EXERCISE BRIEF: Repeat each line of the material below exactly as it appears, minus any pictures.

SUPPLIED ENTRIES:
━━━━━━━━
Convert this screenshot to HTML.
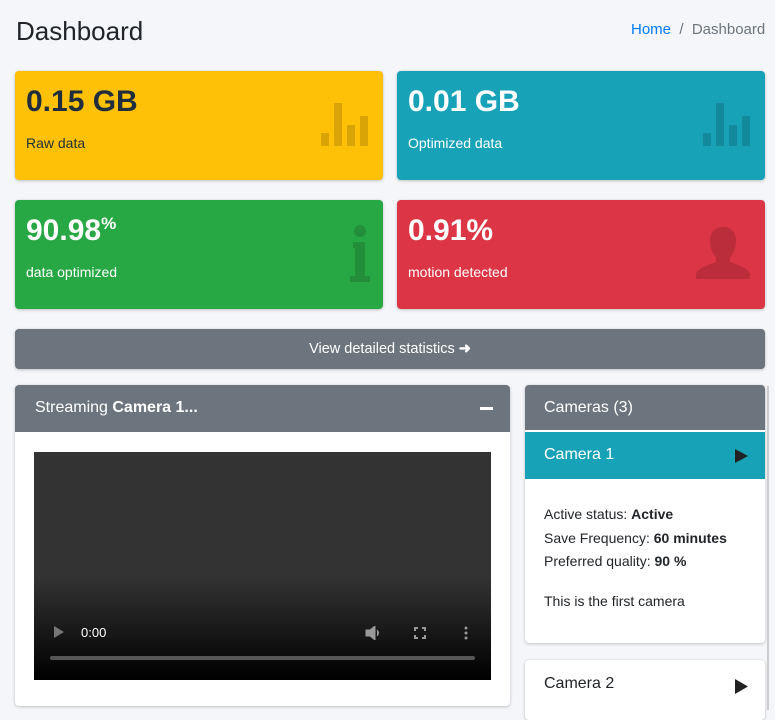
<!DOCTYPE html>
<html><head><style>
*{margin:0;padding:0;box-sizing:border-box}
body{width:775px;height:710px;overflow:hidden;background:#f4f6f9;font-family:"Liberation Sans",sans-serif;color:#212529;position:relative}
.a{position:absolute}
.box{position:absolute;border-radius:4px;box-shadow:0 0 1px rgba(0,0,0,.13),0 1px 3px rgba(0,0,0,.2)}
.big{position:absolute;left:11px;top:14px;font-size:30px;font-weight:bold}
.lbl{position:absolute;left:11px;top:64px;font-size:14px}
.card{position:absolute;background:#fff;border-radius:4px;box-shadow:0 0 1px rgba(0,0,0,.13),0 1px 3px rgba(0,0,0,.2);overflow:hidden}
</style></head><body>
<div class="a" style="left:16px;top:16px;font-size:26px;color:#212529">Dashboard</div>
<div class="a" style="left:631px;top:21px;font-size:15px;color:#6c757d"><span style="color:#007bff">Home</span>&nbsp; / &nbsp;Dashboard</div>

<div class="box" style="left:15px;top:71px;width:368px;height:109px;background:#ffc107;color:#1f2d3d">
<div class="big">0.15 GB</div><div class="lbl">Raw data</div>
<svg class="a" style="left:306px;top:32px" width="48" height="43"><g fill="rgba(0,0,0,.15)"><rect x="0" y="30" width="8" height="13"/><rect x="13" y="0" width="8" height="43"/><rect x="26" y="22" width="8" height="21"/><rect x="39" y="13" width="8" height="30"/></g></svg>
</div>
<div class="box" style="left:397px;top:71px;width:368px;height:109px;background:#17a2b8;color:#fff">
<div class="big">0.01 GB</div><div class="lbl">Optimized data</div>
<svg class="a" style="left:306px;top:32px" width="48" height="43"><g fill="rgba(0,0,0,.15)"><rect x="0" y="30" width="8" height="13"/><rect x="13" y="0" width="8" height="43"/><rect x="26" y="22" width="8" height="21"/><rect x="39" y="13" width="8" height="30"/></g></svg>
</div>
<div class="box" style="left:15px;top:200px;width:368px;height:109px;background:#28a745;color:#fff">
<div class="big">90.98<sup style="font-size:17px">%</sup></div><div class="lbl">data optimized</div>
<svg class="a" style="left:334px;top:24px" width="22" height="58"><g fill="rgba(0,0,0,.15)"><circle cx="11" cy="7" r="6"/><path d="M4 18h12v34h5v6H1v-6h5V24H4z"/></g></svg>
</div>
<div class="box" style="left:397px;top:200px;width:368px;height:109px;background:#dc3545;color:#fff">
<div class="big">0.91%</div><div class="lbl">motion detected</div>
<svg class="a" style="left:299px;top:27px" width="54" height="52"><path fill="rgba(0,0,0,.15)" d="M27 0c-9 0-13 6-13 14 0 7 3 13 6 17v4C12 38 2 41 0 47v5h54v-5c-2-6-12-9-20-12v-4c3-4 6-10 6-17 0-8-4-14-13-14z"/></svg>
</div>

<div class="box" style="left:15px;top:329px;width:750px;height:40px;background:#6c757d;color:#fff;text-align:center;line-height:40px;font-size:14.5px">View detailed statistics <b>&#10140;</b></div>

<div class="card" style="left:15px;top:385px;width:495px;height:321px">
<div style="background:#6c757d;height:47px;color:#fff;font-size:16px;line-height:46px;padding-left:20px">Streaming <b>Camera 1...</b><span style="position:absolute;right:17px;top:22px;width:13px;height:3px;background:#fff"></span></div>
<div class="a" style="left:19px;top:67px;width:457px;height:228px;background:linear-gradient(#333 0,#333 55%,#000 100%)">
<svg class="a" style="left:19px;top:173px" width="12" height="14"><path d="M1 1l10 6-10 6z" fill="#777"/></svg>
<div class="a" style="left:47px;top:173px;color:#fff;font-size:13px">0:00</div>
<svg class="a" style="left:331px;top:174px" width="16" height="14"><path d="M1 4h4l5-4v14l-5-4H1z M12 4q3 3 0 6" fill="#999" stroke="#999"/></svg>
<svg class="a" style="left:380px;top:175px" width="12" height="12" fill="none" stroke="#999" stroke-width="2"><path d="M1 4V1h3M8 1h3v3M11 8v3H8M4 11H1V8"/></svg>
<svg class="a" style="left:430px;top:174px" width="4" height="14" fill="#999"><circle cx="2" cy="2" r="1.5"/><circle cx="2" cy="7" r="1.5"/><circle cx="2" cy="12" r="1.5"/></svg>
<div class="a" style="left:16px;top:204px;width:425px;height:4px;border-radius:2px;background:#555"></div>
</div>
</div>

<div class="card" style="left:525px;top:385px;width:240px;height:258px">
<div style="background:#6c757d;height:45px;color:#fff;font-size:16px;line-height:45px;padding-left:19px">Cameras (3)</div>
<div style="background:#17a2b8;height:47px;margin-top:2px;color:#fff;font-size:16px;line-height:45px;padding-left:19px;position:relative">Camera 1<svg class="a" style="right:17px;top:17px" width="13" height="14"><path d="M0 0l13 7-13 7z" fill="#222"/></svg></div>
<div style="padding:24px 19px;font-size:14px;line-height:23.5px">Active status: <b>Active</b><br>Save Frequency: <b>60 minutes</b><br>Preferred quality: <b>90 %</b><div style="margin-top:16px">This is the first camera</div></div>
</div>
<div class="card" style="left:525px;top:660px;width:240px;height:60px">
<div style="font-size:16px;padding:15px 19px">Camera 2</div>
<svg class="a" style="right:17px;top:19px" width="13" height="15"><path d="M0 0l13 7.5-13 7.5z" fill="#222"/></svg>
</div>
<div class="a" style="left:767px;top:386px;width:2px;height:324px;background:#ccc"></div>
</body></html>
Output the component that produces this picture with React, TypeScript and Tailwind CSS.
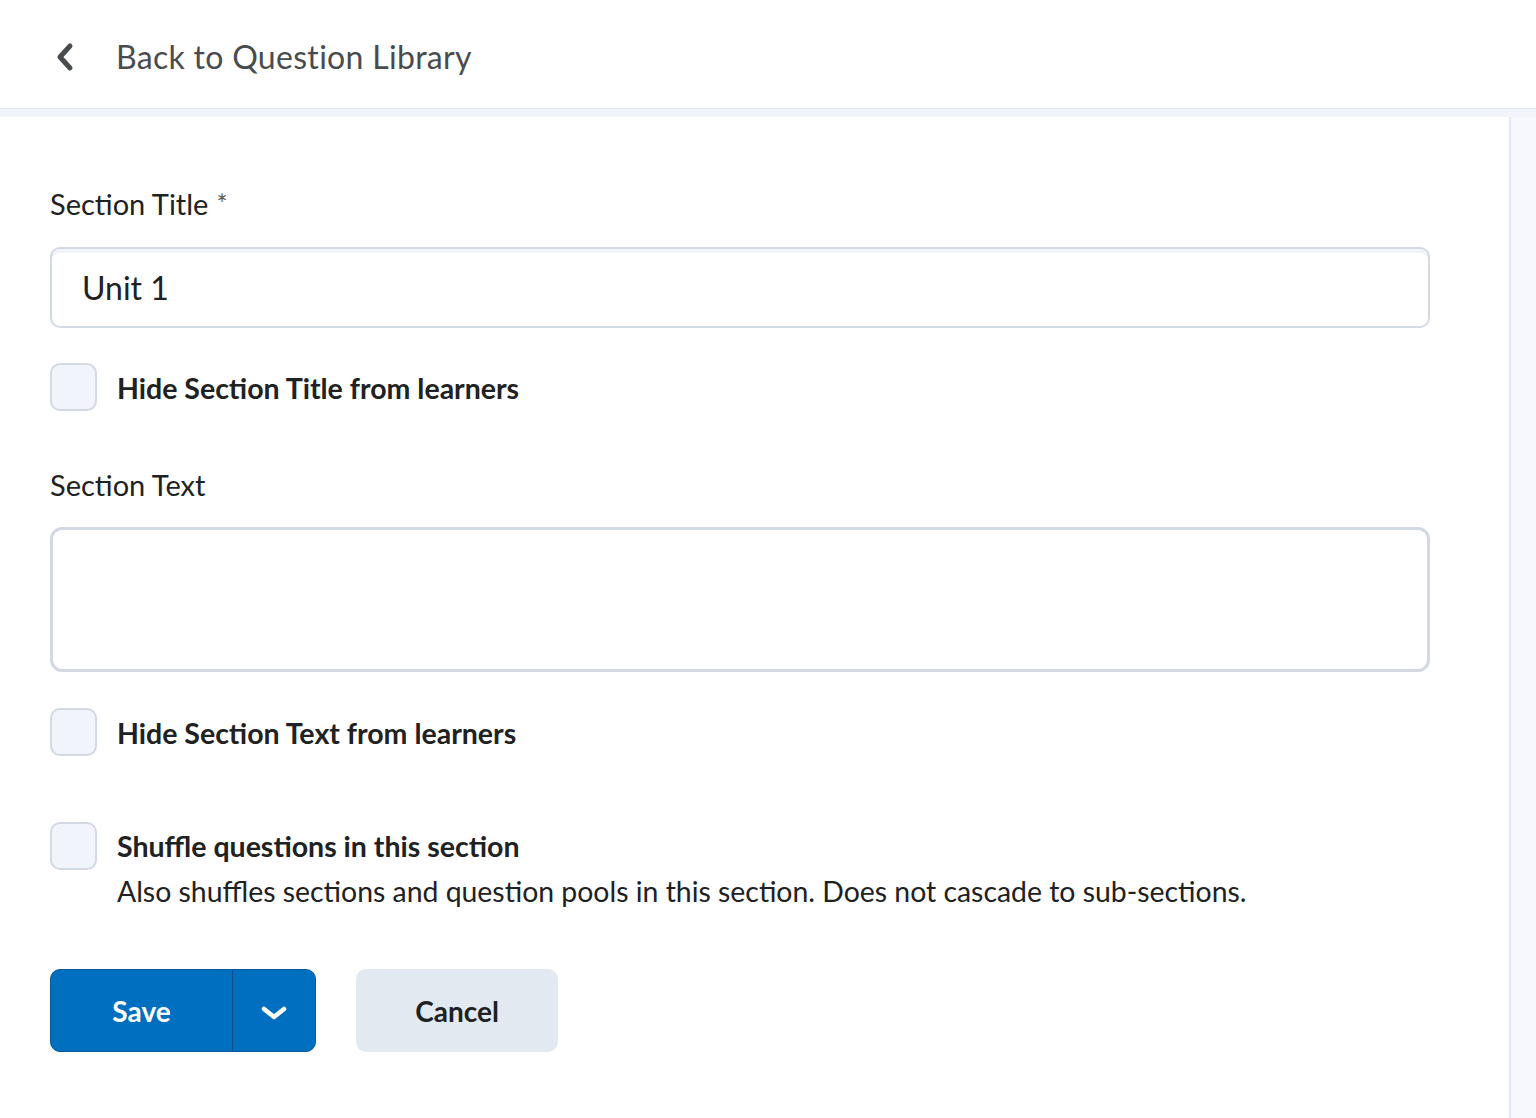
━━━━━━━━
EXPECTED ANSWER:
Convert this screenshot to HTML.
<!DOCTYPE html>
<html><head><style>
*{margin:0;padding:0;box-sizing:border-box}
body{width:775px;height:710px;overflow:hidden;background:#f4f6f9;font-family:"Liberation Sans",sans-serif;color:#212529;position:relative}
.a{position:absolute}
.box{position:absolute;border-radius:4px;box-shadow:0 0 1px rgba(0,0,0,.13),0 1px 3px rgba(0,0,0,.2)}
.big{position:absolute;left:11px;top:14px;font-size:30px;font-weight:bold}
.lbl{position:absolute;left:11px;top:64px;font-size:14px}
.card{position:absolute;background:#fff;border-radius:4px;box-shadow:0 0 1px rgba(0,0,0,.13),0 1px 3px rgba(0,0,0,.2);overflow:hidden}
</style></head><body>
<div class="a" style="left:16px;top:16px;font-size:26px;color:#212529">Dashboard</div>
<div class="a" style="left:631px;top:21px;font-size:15px;color:#6c757d"><span style="color:#007bff">Home</span>&nbsp; / &nbsp;Dashboard</div>

<div class="box" style="left:15px;top:71px;width:368px;height:109px;background:#ffc107;color:#1f2d3d">
<div class="big">0.15 GB</div><div class="lbl">Raw data</div>
<svg class="a" style="left:306px;top:32px" width="48" height="43"><g fill="rgba(0,0,0,.15)"><rect x="0" y="30" width="8" height="13"/><rect x="13" y="0" width="8" height="43"/><rect x="26" y="22" width="8" height="21"/><rect x="39" y="13" width="8" height="30"/></g></svg>
</div>
<div class="box" style="left:397px;top:71px;width:368px;height:109px;background:#17a2b8;color:#fff">
<div class="big">0.01 GB</div><div class="lbl">Optimized data</div>
<svg class="a" style="left:306px;top:32px" width="48" height="43"><g fill="rgba(0,0,0,.15)"><rect x="0" y="30" width="8" height="13"/><rect x="13" y="0" width="8" height="43"/><rect x="26" y="22" width="8" height="21"/><rect x="39" y="13" width="8" height="30"/></g></svg>
</div>
<div class="box" style="left:15px;top:200px;width:368px;height:109px;background:#28a745;color:#fff">
<div class="big">90.98<sup style="font-size:17px">%</sup></div><div class="lbl">data optimized</div>
<svg class="a" style="left:334px;top:24px" width="22" height="58"><g fill="rgba(0,0,0,.15)"><circle cx="11" cy="7" r="6"/><path d="M4 18h12v34h5v6H1v-6h5V24H4z"/></g></svg>
</div>
<div class="box" style="left:397px;top:200px;width:368px;height:109px;background:#dc3545;color:#fff">
<div class="big">0.91%</div><div class="lbl">motion detected</div>
<svg class="a" style="left:299px;top:27px" width="54" height="52"><path fill="rgba(0,0,0,.15)" d="M27 0c-9 0-13 6-13 14 0 7 3 13 6 17v4C12 38 2 41 0 47v5h54v-5c-2-6-12-9-20-12v-4c3-4 6-10 6-17 0-8-4-14-13-14z"/></svg>
</div>

<div class="box" style="left:15px;top:329px;width:750px;height:40px;background:#6c757d;color:#fff;text-align:center;line-height:40px;font-size:14.5px">View detailed statistics <b>&#10140;</b></div>

<div class="card" style="left:15px;top:385px;width:495px;height:321px">
<div style="background:#6c757d;height:47px;color:#fff;font-size:16px;line-height:46px;padding-left:20px">Streaming <b>Camera 1...</b><span style="position:absolute;right:17px;top:22px;width:13px;height:3px;background:#fff"></span></div>
<div class="a" style="left:19px;top:67px;width:457px;height:228px;background:linear-gradient(#333 0,#333 55%,#000 100%)">
<svg class="a" style="left:19px;top:173px" width="12" height="14"><path d="M1 1l10 6-10 6z" fill="#777"/></svg>
<div class="a" style="left:47px;top:173px;color:#fff;font-size:13px">0:00</div>
<svg class="a" style="left:331px;top:174px" width="16" height="14"><path d="M1 4h4l5-4v14l-5-4H1z M12 4q3 3 0 6" fill="#999" stroke="#999"/></svg>
<svg class="a" style="left:380px;top:175px" width="12" height="12" fill="none" stroke="#999" stroke-width="2"><path d="M1 4V1h3M8 1h3v3M11 8v3H8M4 11H1V8"/></svg>
<svg class="a" style="left:430px;top:174px" width="4" height="14" fill="#999"><circle cx="2" cy="2" r="1.5"/><circle cx="2" cy="7" r="1.5"/><circle cx="2" cy="12" r="1.5"/></svg>
<div class="a" style="left:16px;top:204px;width:425px;height:4px;border-radius:2px;background:#555"></div>
</div>
</div>

<div class="card" style="left:525px;top:385px;width:240px;height:258px">
<div style="background:#6c757d;height:45px;color:#fff;font-size:16px;line-height:45px;padding-left:19px">Cameras (3)</div>
<div style="background:#17a2b8;height:47px;margin-top:2px;color:#fff;font-size:16px;line-height:45px;padding-left:19px;position:relative">Camera 1<svg class="a" style="right:17px;top:17px" width="13" height="14"><path d="M0 0l13 7-13 7z" fill="#222"/></svg></div>
<div style="padding:24px 19px;font-size:14px;line-height:23.5px">Active status: <b>Active</b><br>Save Frequency: <b>60 minutes</b><br>Preferred quality: <b>90 %</b><div style="margin-top:16px">This is the first camera</div></div>
</div>
<div class="card" style="left:525px;top:660px;width:240px;height:60px">
<div style="font-size:16px;padding:15px 19px">Camera 2</div>
<svg class="a" style="right:17px;top:19px" width="13" height="15"><path d="M0 0l13 7.5-13 7.5z" fill="#222"/></svg>
</div>
<div class="a" style="left:767px;top:386px;width:2px;height:324px;background:#ccc"></div>
</body></html>
Output the component that produces this picture with React, TypeScript and Tailwind CSS.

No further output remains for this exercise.